TO BE DONE: Return only the number of lines in the entries below that hold the word "React".

(Code that builds pages)
================

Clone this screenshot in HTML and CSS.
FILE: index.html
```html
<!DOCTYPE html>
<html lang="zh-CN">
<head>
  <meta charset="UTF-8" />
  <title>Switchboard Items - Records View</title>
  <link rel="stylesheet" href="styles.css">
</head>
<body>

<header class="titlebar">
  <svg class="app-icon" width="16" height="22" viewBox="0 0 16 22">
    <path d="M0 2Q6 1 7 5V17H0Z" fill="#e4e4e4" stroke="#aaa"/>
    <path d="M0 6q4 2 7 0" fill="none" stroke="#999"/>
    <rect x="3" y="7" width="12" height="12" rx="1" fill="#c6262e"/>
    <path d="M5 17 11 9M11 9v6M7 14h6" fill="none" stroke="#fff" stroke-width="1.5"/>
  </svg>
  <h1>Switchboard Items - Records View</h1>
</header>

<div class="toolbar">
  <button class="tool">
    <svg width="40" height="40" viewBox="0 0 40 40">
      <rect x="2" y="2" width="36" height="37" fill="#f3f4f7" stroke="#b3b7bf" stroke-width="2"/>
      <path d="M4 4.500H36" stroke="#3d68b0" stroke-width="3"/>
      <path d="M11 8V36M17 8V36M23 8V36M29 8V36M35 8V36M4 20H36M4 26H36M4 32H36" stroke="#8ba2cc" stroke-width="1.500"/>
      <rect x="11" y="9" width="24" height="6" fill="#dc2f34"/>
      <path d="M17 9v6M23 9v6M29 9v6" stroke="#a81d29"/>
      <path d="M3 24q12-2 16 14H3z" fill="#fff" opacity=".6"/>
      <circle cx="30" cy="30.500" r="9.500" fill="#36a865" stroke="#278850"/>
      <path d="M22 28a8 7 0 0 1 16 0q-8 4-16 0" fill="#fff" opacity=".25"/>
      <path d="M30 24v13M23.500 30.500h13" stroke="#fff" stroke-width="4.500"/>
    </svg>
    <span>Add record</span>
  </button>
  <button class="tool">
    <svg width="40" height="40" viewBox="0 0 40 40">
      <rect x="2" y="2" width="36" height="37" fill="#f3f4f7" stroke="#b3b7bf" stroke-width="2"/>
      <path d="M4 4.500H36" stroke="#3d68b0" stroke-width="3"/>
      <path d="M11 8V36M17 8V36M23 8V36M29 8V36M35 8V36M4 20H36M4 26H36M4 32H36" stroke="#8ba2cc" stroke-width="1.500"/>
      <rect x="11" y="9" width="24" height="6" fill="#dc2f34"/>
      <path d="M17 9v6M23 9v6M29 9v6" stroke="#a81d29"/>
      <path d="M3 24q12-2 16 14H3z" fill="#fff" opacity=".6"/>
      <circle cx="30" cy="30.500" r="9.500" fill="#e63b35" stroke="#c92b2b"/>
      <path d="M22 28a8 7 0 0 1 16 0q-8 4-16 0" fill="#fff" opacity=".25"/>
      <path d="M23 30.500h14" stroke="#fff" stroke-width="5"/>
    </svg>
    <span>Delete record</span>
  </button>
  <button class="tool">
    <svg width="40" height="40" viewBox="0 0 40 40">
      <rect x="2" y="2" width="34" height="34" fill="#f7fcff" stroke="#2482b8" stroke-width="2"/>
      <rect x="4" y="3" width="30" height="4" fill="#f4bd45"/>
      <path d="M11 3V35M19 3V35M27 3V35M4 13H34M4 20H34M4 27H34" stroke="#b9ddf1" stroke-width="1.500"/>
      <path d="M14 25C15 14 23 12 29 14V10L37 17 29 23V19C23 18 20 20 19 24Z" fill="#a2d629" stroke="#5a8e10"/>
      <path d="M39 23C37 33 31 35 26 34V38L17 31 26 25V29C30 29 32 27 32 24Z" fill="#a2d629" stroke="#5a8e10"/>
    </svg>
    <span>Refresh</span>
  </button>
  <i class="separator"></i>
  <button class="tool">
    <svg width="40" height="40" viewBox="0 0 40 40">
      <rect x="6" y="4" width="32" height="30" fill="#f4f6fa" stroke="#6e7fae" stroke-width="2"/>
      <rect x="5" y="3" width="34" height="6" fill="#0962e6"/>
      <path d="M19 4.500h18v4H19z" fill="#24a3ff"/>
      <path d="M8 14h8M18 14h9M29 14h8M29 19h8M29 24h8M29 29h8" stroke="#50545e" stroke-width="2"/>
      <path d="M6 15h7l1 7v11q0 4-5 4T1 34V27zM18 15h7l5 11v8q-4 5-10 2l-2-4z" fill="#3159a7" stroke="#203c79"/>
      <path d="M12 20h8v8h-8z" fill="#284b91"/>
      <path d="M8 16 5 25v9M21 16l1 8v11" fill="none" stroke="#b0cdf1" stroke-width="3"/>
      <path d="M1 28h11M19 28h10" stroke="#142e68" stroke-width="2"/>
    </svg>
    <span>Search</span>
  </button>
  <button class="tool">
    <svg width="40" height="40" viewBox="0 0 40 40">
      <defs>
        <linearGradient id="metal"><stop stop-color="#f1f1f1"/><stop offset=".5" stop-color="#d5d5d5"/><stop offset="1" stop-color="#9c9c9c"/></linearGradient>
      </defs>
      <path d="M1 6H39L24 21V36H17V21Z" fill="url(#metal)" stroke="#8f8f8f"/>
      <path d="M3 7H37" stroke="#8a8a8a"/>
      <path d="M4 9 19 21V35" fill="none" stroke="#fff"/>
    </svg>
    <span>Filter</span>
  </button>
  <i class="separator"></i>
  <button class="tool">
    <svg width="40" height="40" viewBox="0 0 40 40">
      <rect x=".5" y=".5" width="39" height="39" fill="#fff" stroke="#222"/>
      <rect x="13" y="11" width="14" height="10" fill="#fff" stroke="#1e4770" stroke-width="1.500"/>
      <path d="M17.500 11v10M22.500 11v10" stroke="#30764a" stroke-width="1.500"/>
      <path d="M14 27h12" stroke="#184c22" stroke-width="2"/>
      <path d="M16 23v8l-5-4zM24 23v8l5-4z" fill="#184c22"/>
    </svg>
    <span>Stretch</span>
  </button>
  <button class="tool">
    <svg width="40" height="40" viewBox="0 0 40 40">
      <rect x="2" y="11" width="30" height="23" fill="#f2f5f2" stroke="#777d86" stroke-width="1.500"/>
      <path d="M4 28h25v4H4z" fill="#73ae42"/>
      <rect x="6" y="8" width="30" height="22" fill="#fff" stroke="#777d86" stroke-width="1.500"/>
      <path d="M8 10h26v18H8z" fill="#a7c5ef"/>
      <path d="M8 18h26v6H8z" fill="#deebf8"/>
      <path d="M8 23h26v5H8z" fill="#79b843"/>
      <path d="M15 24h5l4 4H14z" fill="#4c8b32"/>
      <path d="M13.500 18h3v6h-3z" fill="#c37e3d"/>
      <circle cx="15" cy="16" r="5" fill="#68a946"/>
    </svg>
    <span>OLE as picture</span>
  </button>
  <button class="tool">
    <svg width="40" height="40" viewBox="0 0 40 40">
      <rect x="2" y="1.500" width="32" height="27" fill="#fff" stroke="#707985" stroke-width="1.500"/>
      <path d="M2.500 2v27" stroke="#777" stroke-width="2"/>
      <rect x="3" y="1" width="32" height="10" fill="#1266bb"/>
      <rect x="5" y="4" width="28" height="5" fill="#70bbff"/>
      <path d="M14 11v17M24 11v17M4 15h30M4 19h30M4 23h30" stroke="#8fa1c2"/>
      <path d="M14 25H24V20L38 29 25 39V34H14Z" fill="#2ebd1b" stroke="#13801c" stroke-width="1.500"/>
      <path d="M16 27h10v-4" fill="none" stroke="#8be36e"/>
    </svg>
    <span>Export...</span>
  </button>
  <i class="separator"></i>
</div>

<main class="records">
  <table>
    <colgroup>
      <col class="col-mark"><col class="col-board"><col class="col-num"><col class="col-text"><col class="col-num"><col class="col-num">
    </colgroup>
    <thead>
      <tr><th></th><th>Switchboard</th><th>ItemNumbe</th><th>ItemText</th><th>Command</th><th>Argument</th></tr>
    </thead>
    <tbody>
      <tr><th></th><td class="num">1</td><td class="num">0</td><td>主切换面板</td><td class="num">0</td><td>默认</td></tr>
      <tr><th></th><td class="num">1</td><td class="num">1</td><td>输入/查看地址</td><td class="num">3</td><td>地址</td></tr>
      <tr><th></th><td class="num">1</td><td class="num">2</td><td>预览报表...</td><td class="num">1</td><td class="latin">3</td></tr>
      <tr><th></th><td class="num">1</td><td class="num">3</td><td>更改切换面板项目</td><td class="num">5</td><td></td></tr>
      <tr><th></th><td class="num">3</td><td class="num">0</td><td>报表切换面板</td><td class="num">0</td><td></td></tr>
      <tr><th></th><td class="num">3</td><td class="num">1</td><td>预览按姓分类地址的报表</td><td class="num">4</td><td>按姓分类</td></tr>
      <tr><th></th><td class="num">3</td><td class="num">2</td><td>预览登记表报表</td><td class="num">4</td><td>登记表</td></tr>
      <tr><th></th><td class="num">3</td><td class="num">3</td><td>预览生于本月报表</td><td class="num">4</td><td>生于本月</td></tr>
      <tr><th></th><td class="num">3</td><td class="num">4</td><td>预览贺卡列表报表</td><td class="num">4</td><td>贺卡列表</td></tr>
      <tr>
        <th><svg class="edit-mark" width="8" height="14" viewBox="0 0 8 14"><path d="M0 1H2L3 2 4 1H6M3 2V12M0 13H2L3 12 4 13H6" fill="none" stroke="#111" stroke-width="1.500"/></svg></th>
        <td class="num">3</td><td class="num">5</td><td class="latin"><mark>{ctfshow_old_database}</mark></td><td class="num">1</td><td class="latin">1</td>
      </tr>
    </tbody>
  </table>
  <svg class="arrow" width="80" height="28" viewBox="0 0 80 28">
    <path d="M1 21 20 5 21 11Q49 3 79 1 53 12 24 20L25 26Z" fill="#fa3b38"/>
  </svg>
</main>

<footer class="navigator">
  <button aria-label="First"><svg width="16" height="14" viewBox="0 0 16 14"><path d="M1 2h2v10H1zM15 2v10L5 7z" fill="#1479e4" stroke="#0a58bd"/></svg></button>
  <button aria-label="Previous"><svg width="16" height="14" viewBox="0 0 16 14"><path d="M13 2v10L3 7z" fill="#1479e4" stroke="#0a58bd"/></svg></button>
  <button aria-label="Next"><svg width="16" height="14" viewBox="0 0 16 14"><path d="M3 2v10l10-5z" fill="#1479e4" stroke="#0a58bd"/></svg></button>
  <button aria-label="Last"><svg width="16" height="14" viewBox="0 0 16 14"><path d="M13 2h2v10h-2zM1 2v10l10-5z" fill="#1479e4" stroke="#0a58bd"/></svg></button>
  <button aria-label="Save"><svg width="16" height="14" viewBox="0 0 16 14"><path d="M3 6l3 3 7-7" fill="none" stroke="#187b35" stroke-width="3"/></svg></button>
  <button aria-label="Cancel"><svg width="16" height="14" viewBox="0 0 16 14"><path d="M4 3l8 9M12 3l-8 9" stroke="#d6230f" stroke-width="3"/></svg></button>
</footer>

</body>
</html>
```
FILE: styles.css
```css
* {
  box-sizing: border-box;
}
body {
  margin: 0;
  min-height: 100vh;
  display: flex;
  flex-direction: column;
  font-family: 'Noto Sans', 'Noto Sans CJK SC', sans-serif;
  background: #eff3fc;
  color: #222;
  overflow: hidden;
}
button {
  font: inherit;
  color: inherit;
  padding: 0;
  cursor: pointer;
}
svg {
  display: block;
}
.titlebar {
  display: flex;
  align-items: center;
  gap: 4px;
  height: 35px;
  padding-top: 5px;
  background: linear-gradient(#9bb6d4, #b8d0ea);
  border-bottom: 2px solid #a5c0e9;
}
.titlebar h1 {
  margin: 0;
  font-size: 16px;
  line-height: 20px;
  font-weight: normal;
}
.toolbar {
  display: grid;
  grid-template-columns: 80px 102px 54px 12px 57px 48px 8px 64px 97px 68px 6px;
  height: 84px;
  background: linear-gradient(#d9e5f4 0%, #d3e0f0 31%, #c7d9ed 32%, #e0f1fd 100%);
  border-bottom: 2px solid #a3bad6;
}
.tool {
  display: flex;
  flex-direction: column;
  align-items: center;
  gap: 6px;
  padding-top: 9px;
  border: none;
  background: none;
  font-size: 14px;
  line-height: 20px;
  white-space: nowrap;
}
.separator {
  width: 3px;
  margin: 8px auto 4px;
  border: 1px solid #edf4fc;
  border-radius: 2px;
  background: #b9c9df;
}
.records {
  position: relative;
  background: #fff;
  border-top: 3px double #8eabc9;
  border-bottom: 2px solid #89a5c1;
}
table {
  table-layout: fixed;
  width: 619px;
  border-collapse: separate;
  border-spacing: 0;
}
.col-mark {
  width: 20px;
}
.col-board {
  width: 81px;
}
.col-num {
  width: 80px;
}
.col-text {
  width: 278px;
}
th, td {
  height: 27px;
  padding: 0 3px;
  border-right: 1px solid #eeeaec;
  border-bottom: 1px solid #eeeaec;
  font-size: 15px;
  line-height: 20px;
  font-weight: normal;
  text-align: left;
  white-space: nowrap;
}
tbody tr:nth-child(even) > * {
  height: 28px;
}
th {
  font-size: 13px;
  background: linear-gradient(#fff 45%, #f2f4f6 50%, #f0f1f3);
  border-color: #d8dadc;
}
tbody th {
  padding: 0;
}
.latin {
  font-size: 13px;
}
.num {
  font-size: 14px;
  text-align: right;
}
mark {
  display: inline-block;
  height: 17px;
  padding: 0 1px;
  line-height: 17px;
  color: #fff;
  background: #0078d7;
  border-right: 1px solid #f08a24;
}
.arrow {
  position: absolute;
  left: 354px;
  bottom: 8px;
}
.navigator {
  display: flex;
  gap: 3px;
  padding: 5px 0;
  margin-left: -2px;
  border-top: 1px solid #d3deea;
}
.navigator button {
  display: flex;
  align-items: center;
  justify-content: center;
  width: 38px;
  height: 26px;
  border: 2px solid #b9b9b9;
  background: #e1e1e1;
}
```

================

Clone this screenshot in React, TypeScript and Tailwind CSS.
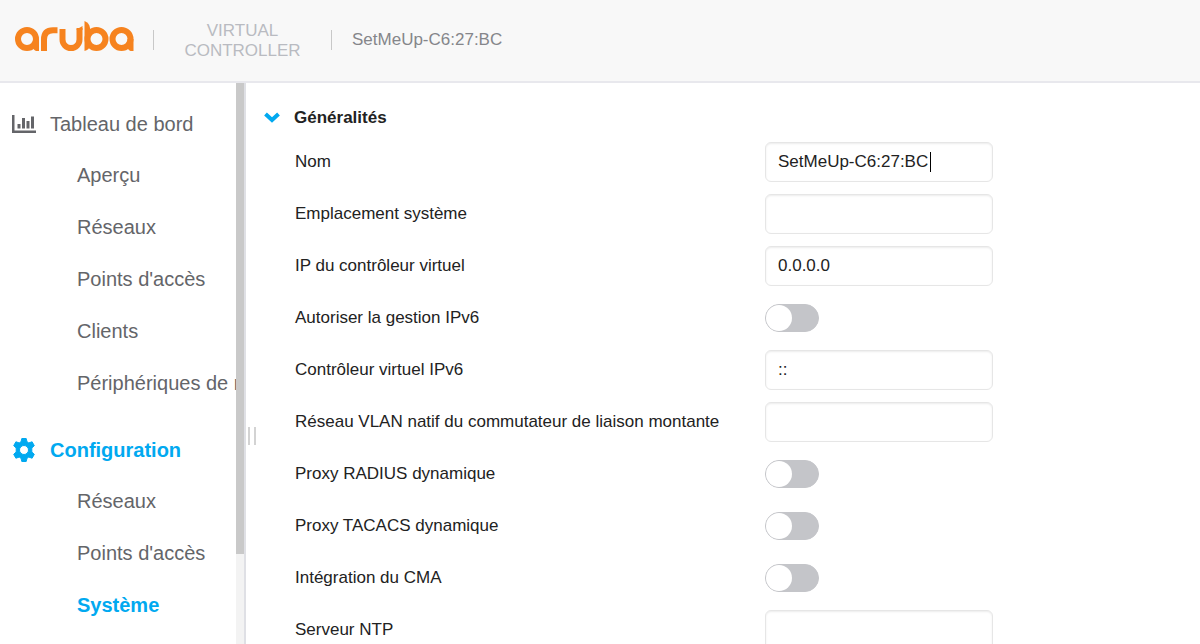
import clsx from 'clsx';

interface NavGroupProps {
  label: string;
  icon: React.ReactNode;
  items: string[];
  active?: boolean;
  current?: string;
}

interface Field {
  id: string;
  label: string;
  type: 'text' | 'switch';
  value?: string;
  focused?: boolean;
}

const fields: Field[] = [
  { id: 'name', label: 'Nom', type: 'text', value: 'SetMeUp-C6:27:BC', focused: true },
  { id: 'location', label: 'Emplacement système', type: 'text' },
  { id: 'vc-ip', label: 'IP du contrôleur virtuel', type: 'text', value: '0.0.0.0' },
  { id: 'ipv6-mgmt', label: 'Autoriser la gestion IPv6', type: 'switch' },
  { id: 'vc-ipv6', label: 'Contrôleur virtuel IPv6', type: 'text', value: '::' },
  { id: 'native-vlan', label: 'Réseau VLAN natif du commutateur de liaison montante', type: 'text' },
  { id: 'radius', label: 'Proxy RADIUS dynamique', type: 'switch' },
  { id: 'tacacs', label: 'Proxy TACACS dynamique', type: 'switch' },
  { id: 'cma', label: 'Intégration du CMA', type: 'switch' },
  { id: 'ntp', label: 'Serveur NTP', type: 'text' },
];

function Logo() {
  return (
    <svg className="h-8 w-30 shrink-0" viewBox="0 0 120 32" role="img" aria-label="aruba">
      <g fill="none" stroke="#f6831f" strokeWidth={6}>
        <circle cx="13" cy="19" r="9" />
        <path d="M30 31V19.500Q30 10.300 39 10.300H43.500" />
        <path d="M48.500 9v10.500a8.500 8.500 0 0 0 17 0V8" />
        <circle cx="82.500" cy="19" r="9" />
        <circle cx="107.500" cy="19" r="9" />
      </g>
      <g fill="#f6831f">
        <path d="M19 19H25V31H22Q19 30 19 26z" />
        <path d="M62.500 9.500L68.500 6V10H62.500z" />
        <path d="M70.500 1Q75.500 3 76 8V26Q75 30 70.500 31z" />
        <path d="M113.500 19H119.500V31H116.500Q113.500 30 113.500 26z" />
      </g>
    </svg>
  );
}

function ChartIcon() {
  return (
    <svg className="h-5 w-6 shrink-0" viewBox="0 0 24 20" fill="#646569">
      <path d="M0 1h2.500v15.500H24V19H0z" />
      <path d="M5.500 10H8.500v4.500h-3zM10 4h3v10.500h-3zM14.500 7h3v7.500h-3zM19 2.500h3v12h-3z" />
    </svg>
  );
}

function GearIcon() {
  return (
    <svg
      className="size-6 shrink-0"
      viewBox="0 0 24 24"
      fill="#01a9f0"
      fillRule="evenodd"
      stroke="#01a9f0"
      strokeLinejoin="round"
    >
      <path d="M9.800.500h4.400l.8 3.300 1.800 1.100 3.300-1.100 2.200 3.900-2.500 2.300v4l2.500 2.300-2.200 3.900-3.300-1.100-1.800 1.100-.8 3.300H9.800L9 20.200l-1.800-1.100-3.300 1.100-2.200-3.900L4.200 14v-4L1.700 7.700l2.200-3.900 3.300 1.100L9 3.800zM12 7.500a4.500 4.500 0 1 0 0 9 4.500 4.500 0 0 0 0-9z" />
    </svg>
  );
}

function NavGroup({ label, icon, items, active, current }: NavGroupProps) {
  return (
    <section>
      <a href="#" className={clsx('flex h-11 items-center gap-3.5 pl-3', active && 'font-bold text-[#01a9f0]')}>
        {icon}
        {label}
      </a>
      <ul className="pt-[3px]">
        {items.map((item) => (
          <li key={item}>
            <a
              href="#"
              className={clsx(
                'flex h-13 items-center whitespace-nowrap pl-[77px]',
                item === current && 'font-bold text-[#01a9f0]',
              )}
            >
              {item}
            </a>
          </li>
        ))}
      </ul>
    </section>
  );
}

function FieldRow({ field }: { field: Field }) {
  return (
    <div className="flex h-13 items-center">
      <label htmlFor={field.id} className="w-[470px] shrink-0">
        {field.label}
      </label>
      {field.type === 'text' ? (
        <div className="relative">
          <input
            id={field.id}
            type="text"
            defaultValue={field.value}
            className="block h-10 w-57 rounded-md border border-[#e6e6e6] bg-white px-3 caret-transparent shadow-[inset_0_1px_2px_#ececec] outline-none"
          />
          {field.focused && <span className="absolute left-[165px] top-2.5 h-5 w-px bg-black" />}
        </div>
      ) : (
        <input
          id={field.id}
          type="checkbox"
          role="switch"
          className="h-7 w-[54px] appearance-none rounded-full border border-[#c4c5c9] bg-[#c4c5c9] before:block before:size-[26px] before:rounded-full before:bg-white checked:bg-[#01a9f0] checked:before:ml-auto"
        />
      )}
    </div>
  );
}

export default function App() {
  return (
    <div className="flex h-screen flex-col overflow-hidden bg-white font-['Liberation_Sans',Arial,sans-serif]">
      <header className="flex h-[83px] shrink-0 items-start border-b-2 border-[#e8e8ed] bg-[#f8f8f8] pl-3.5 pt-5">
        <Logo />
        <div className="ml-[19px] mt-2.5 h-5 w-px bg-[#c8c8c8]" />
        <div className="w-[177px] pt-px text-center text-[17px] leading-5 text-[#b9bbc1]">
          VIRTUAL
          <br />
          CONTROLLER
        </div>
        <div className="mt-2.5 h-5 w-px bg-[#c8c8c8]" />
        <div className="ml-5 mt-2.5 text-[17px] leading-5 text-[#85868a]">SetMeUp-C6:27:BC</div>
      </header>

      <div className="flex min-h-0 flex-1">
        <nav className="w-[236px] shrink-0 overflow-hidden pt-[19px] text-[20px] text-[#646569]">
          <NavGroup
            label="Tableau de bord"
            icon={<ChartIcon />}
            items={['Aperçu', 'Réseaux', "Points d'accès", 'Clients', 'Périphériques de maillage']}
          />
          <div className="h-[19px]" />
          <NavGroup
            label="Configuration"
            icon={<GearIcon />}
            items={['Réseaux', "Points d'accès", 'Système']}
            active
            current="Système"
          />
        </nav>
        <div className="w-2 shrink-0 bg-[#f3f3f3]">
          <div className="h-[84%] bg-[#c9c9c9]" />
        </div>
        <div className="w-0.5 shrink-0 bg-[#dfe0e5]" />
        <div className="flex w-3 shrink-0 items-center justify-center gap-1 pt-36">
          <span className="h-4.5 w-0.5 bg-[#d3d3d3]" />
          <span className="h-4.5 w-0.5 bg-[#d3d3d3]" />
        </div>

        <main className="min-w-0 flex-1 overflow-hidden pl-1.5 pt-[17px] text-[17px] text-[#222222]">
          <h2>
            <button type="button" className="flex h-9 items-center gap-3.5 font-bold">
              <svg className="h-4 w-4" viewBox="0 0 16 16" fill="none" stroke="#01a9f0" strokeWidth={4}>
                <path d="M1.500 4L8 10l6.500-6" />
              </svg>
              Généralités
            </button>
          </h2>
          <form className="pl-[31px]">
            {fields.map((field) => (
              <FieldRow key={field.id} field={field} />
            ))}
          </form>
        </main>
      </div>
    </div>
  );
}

================

WORKED ANSWER: 2